* **Written request**
Pictures do not belong in the copy; transcribe everything else in the records exactly.

Entries taken from a collection
-*-

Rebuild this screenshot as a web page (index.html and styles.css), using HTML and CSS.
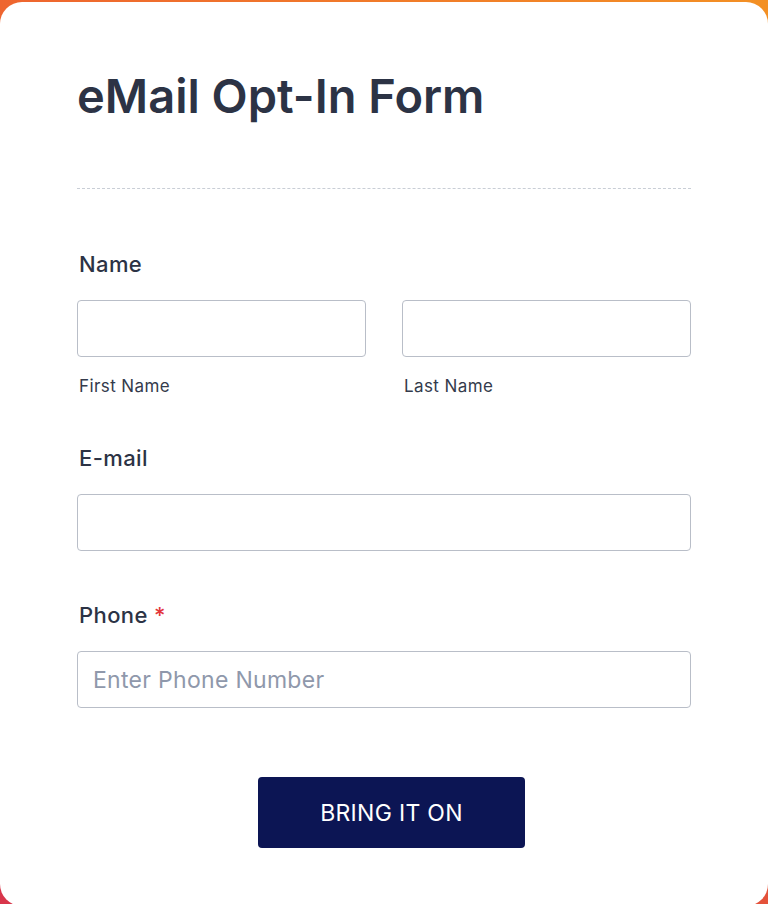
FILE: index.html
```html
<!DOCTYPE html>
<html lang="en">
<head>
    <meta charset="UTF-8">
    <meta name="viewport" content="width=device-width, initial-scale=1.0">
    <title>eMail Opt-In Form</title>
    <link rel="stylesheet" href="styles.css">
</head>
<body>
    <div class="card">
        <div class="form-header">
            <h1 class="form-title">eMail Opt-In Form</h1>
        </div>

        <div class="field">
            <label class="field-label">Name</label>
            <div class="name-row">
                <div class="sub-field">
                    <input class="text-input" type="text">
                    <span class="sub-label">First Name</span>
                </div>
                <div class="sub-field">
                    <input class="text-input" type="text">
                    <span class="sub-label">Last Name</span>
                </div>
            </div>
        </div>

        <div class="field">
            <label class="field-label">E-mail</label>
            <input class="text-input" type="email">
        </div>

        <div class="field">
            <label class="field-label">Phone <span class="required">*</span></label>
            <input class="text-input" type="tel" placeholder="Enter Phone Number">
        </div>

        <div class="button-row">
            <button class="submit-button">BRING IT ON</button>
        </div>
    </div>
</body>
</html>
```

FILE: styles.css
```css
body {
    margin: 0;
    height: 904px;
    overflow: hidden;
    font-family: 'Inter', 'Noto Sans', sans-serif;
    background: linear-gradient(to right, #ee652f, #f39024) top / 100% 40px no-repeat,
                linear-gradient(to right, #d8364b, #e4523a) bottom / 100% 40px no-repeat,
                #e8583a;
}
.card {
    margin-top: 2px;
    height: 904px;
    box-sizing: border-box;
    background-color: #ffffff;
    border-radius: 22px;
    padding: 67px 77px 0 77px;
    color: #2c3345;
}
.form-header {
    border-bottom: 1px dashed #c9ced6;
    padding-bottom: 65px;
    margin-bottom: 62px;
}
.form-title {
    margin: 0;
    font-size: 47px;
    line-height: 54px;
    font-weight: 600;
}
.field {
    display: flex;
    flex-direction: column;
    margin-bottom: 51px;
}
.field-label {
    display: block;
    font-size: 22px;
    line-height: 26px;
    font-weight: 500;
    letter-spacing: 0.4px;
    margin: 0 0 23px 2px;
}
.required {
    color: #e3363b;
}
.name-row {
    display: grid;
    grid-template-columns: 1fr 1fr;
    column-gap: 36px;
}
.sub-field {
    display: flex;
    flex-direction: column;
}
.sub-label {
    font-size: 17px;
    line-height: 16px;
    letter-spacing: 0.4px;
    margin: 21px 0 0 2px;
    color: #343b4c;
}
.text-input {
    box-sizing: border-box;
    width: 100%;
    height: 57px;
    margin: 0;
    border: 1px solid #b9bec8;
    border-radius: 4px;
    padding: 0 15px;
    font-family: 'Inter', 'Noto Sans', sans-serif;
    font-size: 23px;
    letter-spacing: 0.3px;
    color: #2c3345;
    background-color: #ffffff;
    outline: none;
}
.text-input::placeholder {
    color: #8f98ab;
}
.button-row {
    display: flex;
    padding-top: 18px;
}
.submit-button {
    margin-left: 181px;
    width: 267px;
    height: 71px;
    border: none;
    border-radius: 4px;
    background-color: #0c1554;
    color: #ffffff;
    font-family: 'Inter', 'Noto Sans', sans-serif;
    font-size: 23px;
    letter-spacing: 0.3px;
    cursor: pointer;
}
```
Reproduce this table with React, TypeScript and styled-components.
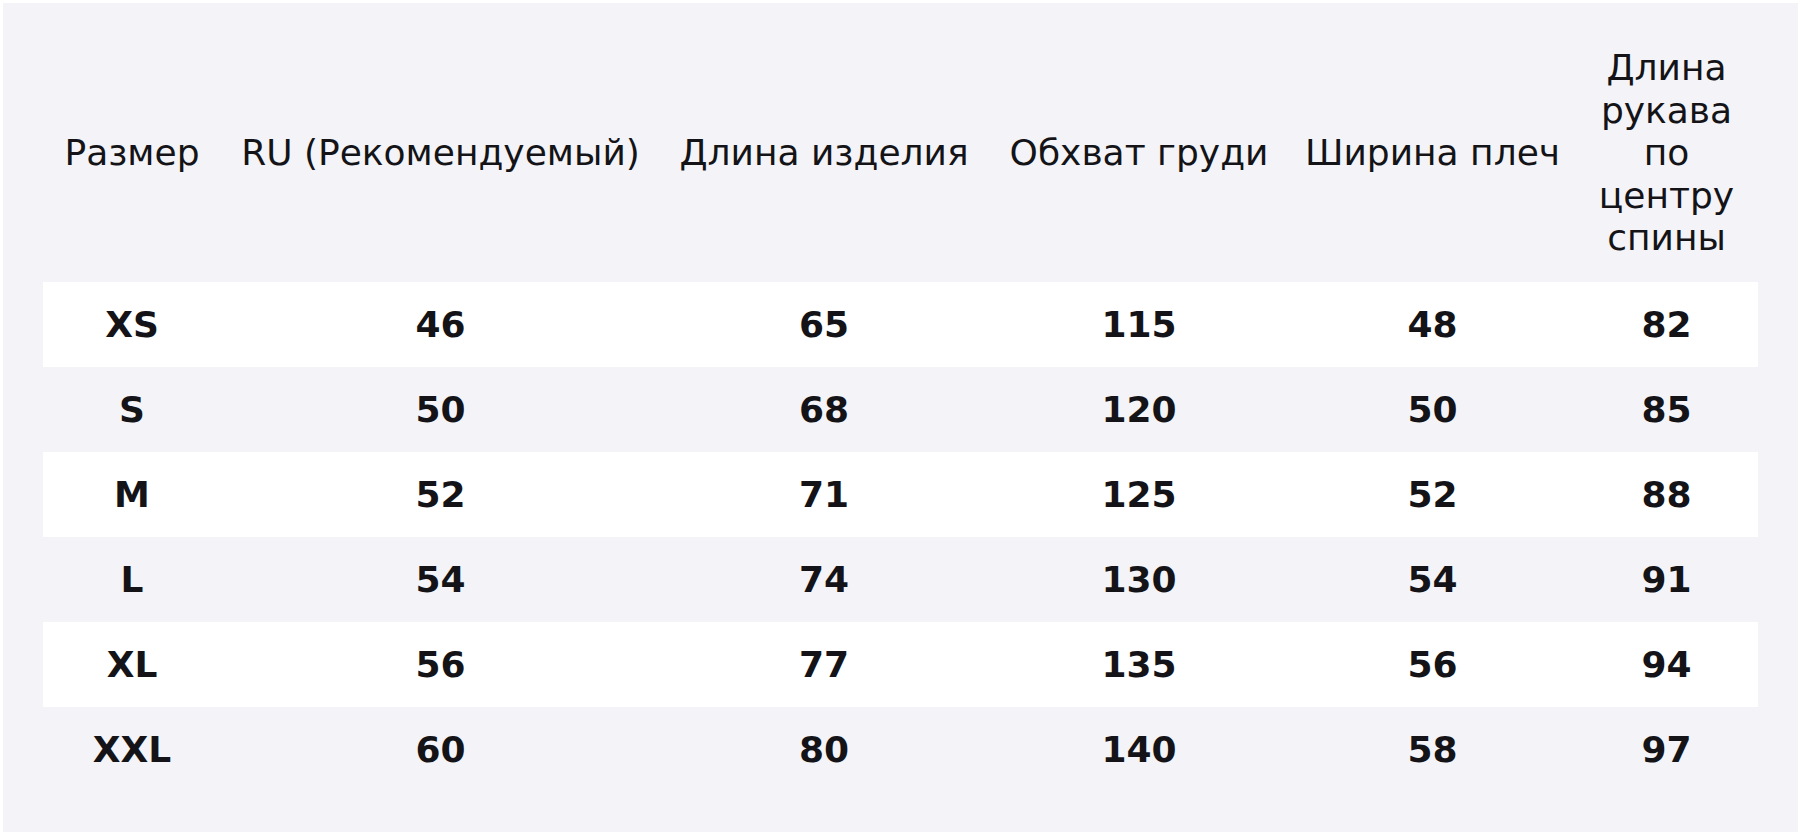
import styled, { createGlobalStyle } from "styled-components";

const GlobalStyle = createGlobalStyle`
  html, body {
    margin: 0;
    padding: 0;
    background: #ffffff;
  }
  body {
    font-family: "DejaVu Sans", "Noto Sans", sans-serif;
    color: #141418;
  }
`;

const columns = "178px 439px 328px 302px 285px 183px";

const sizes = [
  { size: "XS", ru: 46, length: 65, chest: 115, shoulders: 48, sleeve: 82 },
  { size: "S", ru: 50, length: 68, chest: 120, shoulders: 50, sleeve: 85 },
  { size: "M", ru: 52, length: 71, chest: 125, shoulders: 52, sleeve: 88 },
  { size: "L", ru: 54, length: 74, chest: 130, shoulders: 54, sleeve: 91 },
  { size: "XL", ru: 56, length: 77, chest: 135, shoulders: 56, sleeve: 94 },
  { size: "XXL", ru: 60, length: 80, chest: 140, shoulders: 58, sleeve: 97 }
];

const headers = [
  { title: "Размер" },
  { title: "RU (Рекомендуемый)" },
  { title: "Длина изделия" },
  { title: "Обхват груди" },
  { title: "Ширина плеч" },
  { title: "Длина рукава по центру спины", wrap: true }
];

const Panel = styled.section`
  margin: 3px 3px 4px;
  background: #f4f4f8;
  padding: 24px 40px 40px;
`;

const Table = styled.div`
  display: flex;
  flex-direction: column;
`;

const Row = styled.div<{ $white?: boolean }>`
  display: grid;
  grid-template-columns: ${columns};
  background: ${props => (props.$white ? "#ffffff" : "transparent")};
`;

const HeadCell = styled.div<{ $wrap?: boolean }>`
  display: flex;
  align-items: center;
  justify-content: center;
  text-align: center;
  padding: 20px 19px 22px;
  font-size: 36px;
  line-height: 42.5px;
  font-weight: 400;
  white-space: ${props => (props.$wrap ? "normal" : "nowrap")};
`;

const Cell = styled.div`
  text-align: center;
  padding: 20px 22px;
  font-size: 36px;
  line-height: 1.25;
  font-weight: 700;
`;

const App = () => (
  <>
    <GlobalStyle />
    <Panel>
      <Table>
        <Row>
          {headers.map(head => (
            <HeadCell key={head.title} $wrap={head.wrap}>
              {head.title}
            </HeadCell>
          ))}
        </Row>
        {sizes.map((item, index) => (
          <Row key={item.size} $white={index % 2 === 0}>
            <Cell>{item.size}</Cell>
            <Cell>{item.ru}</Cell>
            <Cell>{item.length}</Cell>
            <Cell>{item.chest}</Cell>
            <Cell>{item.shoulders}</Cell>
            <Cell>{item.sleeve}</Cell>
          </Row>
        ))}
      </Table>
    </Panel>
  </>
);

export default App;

-*-

* **Response to this exercise**
Rebuild this screenshot as a web page (index.html and styles.css), using HTML and CSS.
FILE: index.html
```html
<!DOCTYPE html>
<html lang="en">
<head>
    <meta charset="UTF-8">
    <meta name="viewport" content="width=device-width, initial-scale=1.0">
    <title>eMail Opt-In Form</title>
    <link rel="stylesheet" href="styles.css">
</head>
<body>
    <div class="card">
        <div class="form-header">
            <h1 class="form-title">eMail Opt-In Form</h1>
        </div>

        <div class="field">
            <label class="field-label">Name</label>
            <div class="name-row">
                <div class="sub-field">
                    <input class="text-input" type="text">
                    <span class="sub-label">First Name</span>
                </div>
                <div class="sub-field">
                    <input class="text-input" type="text">
                    <span class="sub-label">Last Name</span>
                </div>
            </div>
        </div>

        <div class="field">
            <label class="field-label">E-mail</label>
            <input class="text-input" type="email">
        </div>

        <div class="field">
            <label class="field-label">Phone <span class="required">*</span></label>
            <input class="text-input" type="tel" placeholder="Enter Phone Number">
        </div>

        <div class="button-row">
            <button class="submit-button">BRING IT ON</button>
        </div>
    </div>
</body>
</html>
```

FILE: styles.css
```css
body {
    margin: 0;
    height: 904px;
    overflow: hidden;
    font-family: 'Inter', 'Noto Sans', sans-serif;
    background: linear-gradient(to right, #ee652f, #f39024) top / 100% 40px no-repeat,
                linear-gradient(to right, #d8364b, #e4523a) bottom / 100% 40px no-repeat,
                #e8583a;
}
.card {
    margin-top: 2px;
    height: 904px;
    box-sizing: border-box;
    background-color: #ffffff;
    border-radius: 22px;
    padding: 67px 77px 0 77px;
    color: #2c3345;
}
.form-header {
    border-bottom: 1px dashed #c9ced6;
    padding-bottom: 65px;
    margin-bottom: 62px;
}
.form-title {
    margin: 0;
    font-size: 47px;
    line-height: 54px;
    font-weight: 600;
}
.field {
    display: flex;
    flex-direction: column;
    margin-bottom: 51px;
}
.field-label {
    display: block;
    font-size: 22px;
    line-height: 26px;
    font-weight: 500;
    letter-spacing: 0.4px;
    margin: 0 0 23px 2px;
}
.required {
    color: #e3363b;
}
.name-row {
    display: grid;
    grid-template-columns: 1fr 1fr;
    column-gap: 36px;
}
.sub-field {
    display: flex;
    flex-direction: column;
}
.sub-label {
    font-size: 17px;
    line-height: 16px;
    letter-spacing: 0.4px;
    margin: 21px 0 0 2px;
    color: #343b4c;
}
.text-input {
    box-sizing: border-box;
    width: 100%;
    height: 57px;
    margin: 0;
    border: 1px solid #b9bec8;
    border-radius: 4px;
    padding: 0 15px;
    font-family: 'Inter', 'Noto Sans', sans-serif;
    font-size: 23px;
    letter-spacing: 0.3px;
    color: #2c3345;
    background-color: #ffffff;
    outline: none;
}
.text-input::placeholder {
    color: #8f98ab;
}
.button-row {
    display: flex;
    padding-top: 18px;
}
.submit-button {
    margin-left: 181px;
    width: 267px;
    height: 71px;
    border: none;
    border-radius: 4px;
    background-color: #0c1554;
    color: #ffffff;
    font-family: 'Inter', 'Noto Sans', sans-serif;
    font-size: 23px;
    letter-spacing: 0.3px;
    cursor: pointer;
}
```
Reproduce this table with React, TypeScript and styled-components.
import styled, { createGlobalStyle } from "styled-components";

const GlobalStyle = createGlobalStyle`
  html, body {
    margin: 0;
    padding: 0;
    background: #ffffff;
  }
  body {
    font-family: "DejaVu Sans", "Noto Sans", sans-serif;
    color: #141418;
  }
`;

const columns = "178px 439px 328px 302px 285px 183px";

const sizes = [
  { size: "XS", ru: 46, length: 65, chest: 115, shoulders: 48, sleeve: 82 },
  { size: "S", ru: 50, length: 68, chest: 120, shoulders: 50, sleeve: 85 },
  { size: "M", ru: 52, length: 71, chest: 125, shoulders: 52, sleeve: 88 },
  { size: "L", ru: 54, length: 74, chest: 130, shoulders: 54, sleeve: 91 },
  { size: "XL", ru: 56, length: 77, chest: 135, shoulders: 56, sleeve: 94 },
  { size: "XXL", ru: 60, length: 80, chest: 140, shoulders: 58, sleeve: 97 }
];

const headers = [
  { title: "Размер" },
  { title: "RU (Рекомендуемый)" },
  { title: "Длина изделия" },
  { title: "Обхват груди" },
  { title: "Ширина плеч" },
  { title: "Длина рукава по центру спины", wrap: true }
];

const Panel = styled.section`
  margin: 3px 3px 4px;
  background: #f4f4f8;
  padding: 24px 40px 40px;
`;

const Table = styled.div`
  display: flex;
  flex-direction: column;
`;

const Row = styled.div<{ $white?: boolean }>`
  display: grid;
  grid-template-columns: ${columns};
  background: ${props => (props.$white ? "#ffffff" : "transparent")};
`;

const HeadCell = styled.div<{ $wrap?: boolean }>`
  display: flex;
  align-items: center;
  justify-content: center;
  text-align: center;
  padding: 20px 19px 22px;
  font-size: 36px;
  line-height: 42.5px;
  font-weight: 400;
  white-space: ${props => (props.$wrap ? "normal" : "nowrap")};
`;

const Cell = styled.div`
  text-align: center;
  padding: 20px 22px;
  font-size: 36px;
  line-height: 1.25;
  font-weight: 700;
`;

const App = () => (
  <>
    <GlobalStyle />
    <Panel>
      <Table>
        <Row>
          {headers.map(head => (
            <HeadCell key={head.title} $wrap={head.wrap}>
              {head.title}
            </HeadCell>
          ))}
        </Row>
        {sizes.map((item, index) => (
          <Row key={item.size} $white={index % 2 === 0}>
            <Cell>{item.size}</Cell>
            <Cell>{item.ru}</Cell>
            <Cell>{item.length}</Cell>
            <Cell>{item.chest}</Cell>
            <Cell>{item.shoulders}</Cell>
            <Cell>{item.sleeve}</Cell>
          </Row>
        ))}
      </Table>
    </Panel>
  </>
);

export default App;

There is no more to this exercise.